Because session length can serve, for the time being, as a surrogate for time spent with an advertisement.

The difference between broadcast, let's say, and online, in this case specifically, is that in broadcast vehicle length doesn't have any correlate of message persistence. Basically, I can't have a "durable" message with the programming. I guess the closest thing would be those ghostly network IDs and logos that float in the bottom right-hand corners of one's television screen during programming. Online, the advertising can potentially live as long as the content, i.e. endure throughout the course of a visitor session.

This isn't to say that is how advertising works online, but for things like sponsorships, which provide the equivalent of signage at a sports stadium, the session length could prove a valuable metric for advertisers considering proposals of this sort.

I also think that if an online publisher wants to experiment with selling inventory based on "circulation" or unique visitors (that is the audience-based media currency I've written about, on and off, for the last year and a half) rather than on raw impressions, the session length metric might be useable as a way to differentiate the value of the impressions served rather than their frequency.

This may be a way to evaluating advertising on its own terms, but I'm not sure that advertising can be, in an evaluative sense, truly separate from the content within which it resides. I guess DR is something that, to a certain degree, serves as its own medium, where advertising is evaluated solely by its own rights.
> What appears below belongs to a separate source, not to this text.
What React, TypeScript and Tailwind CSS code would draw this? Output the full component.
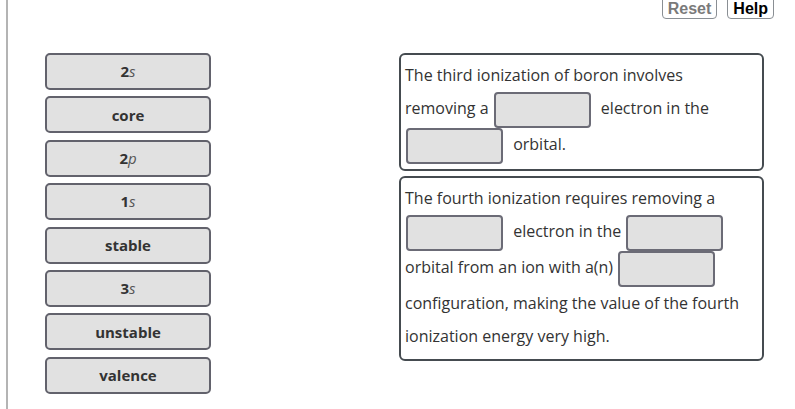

I think that in light of the sorts of tenuous connections we are still willing to draw between the advertising event and the brand engagement, reliance on the correlative aspects of advertising, such as the content in which we encounter it, will continue to be important to how advertising gets evaluated.

I haven't worked everything out, yet, about what a session-length valuation might look like, but it's a problem I'm interested in solving. And when I do, y'all will be the first to know.